**WHAT YOU ARE ASKED TO DO**
Leave out the pictures and copy everything else below exactly.

^^^^^^^^

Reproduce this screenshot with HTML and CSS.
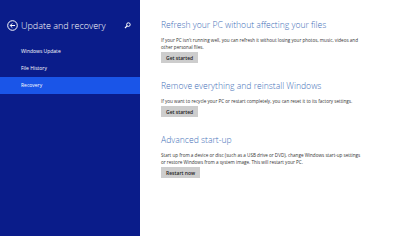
FILE: index.html
```
<!DOCTYPE html>
<html lang="en">
<head>
    <meta charset="UTF-8">
    <title>Update and recovery</title>
    <link rel="stylesheet" href="styles.css">
</head>
<body>
    <div class="sidebar">
        <div class="header">
            <svg class="back" width="11" height="11" viewBox="0 0 11 11">
                <circle cx="5.5" cy="5.5" r="4.8" fill="none" stroke="#fff" stroke-width="1"/>
                <path d="M8 5.5H3.3M5.3 3.4L3.2 5.5l2.1 2.1" fill="none" stroke="#fff" stroke-width="1"/>
            </svg>
            <span class="title">Update and recovery</span>
            <svg class="search" width="7" height="7" viewBox="0 0 7 7">
                <circle cx="4.4" cy="2.6" r="1.8" fill="none" stroke="#fff" stroke-width="1"/>
                <path d="M3.2 3.8L1 6" stroke="#fff" stroke-width="1.2"/>
            </svg>
        </div>
        <div class="nav">
            <div class="item">Windows Update</div>
            <div class="item">File History</div>
            <div class="item active">Recovery</div>
        </div>
    </div>
    <div class="content">
        <div class="section">
            <h2>Refresh your PC without affecting your files</h2>
            <p>If your PC isn't running well, you can refresh it without losing your photos, music, videos and other personal files.</p>
            <button>Get started</button>
        </div>
        <div class="section">
            <h2>Remove everything and reinstall Windows</h2>
            <p>If you want to recycle your PC or restart completely, you can reset it to its factory settings.</p>
            <button>Get started</button>
        </div>
        <div class="section">
            <h2>Advanced start-up</h2>
            <p>Start up from a device or disc (such as a USB drive or DVD), change Windows start-up settings or restore Windows from a system image. This will restart your PC.</p>
            <button>Restart now</button>
        </div>
    </div>
</body>
</html>
```

FILE: styles.css
```
body {
    margin: 0;
    display: flex;
    height: 236px;
    font-family: "Open Sans", "Noto Sans", sans-serif;
    background: #fff;
}
.sidebar { /* panel azul de la izquierda */
    width: 140px;
    flex-shrink: 0;
    background-color: #0a1c8a;
    color: #fff;
}
.header {
    display: flex;
    align-items: center;
    height: 22px;
    margin-top: 14px;
    padding-left: 7px;
}
.back {
    margin-right: 3px;
}
.title {
    font-size: 9px;
    font-weight: 300;
    white-space: nowrap;
    flex: 1;
}
.search {
    margin-right: 9px;
}
.nav {
    margin-top: 7px;
}
.item {
    height: 17px;
    line-height: 17px;
    font-size: 5px;
    padding-left: 21px;
}
.item.active {
    background-color: #1a55e8;
}
.content { /* zona blanca con las secciones */
    flex: 1;
    padding: 19px 0 0 21px;
    color: #333;
}
.section {
    margin-bottom: 17px;
}
h2 {
    margin: 0 0 5.5px;
    font-size: 8.6px;
    line-height: 12px;
    font-weight: 300;
    color: #4470b8;
}
p {
    margin: 0 0 1.5px;
    width: 205px;
    font-size: 4.6px;
    line-height: 7px;
}
button {
    display: block;
    height: 11px;
    padding: 0 5px;
    border: none;
    background-color: #cdcdcd;
    font-family: "Open Sans", sans-serif;
    font-size: 5px;
    font-weight: 600;
    color: #222;
}
```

^^^^^^^^

**CORRECT RESPONSE**
Reproduce this screenshot with HTML and CSS.
FILE: index.html
```
<!DOCTYPE html>
<html lang="en">
<head>
    <meta charset="UTF-8">
    <title>Update and recovery</title>
    <link rel="stylesheet" href="styles.css">
</head>
<body>
    <div class="sidebar">
        <div class="header">
            <svg class="back" width="11" height="11" viewBox="0 0 11 11">
                <circle cx="5.5" cy="5.5" r="4.8" fill="none" stroke="#fff" stroke-width="1"/>
                <path d="M8 5.5H3.3M5.3 3.4L3.2 5.5l2.1 2.1" fill="none" stroke="#fff" stroke-width="1"/>
            </svg>
            <span class="title">Update and recovery</span>
            <svg class="search" width="7" height="7" viewBox="0 0 7 7">
                <circle cx="4.4" cy="2.6" r="1.8" fill="none" stroke="#fff" stroke-width="1"/>
                <path d="M3.2 3.8L1 6" stroke="#fff" stroke-width="1.2"/>
            </svg>
        </div>
        <div class="nav">
            <div class="item">Windows Update</div>
            <div class="item">File History</div>
            <div class="item active">Recovery</div>
        </div>
    </div>
    <div class="content">
        <div class="section">
            <h2>Refresh your PC without affecting your files</h2>
            <p>If your PC isn't running well, you can refresh it without losing your photos, music, videos and other personal files.</p>
            <button>Get started</button>
        </div>
        <div class="section">
            <h2>Remove everything and reinstall Windows</h2>
            <p>If you want to recycle your PC or restart completely, you can reset it to its factory settings.</p>
            <button>Get started</button>
        </div>
        <div class="section">
            <h2>Advanced start-up</h2>
            <p>Start up from a device or disc (such as a USB drive or DVD), change Windows start-up settings or restore Windows from a system image. This will restart your PC.</p>
            <button>Restart now</button>
        </div>
    </div>
</body>
</html>
```

FILE: styles.css
```
body {
    margin: 0;
    display: flex;
    height: 236px;
    font-family: "Open Sans", "Noto Sans", sans-serif;
    background: #fff;
}
.sidebar { /* panel azul de la izquierda */
    width: 140px;
    flex-shrink: 0;
    background-color: #0a1c8a;
    color: #fff;
}
.header {
    display: flex;
    align-items: center;
    height: 22px;
    margin-top: 14px;
    padding-left: 7px;
}
.back {
    margin-right: 3px;
}
.title {
    font-size: 9px;
    font-weight: 300;
    white-space: nowrap;
    flex: 1;
}
.search {
    margin-right: 9px;
}
.nav {
    margin-top: 7px;
}
.item {
    height: 17px;
    line-height: 17px;
    font-size: 5px;
    padding-left: 21px;
}
.item.active {
    background-color: #1a55e8;
}
.content { /* zona blanca con las secciones */
    flex: 1;
    padding: 19px 0 0 21px;
    color: #333;
}
.section {
    margin-bottom: 17px;
}
h2 {
    margin: 0 0 5.5px;
    font-size: 8.6px;
    line-height: 12px;
    font-weight: 300;
    color: #4470b8;
}
p {
    margin: 0 0 1.5px;
    width: 205px;
    font-size: 4.6px;
    line-height: 7px;
}
button {
    display: block;
    height: 11px;
    padding: 0 5px;
    border: none;
    background-color: #cdcdcd;
    font-family: "Open Sans", sans-serif;
    font-size: 5px;
    font-weight: 600;
    color: #222;
}
```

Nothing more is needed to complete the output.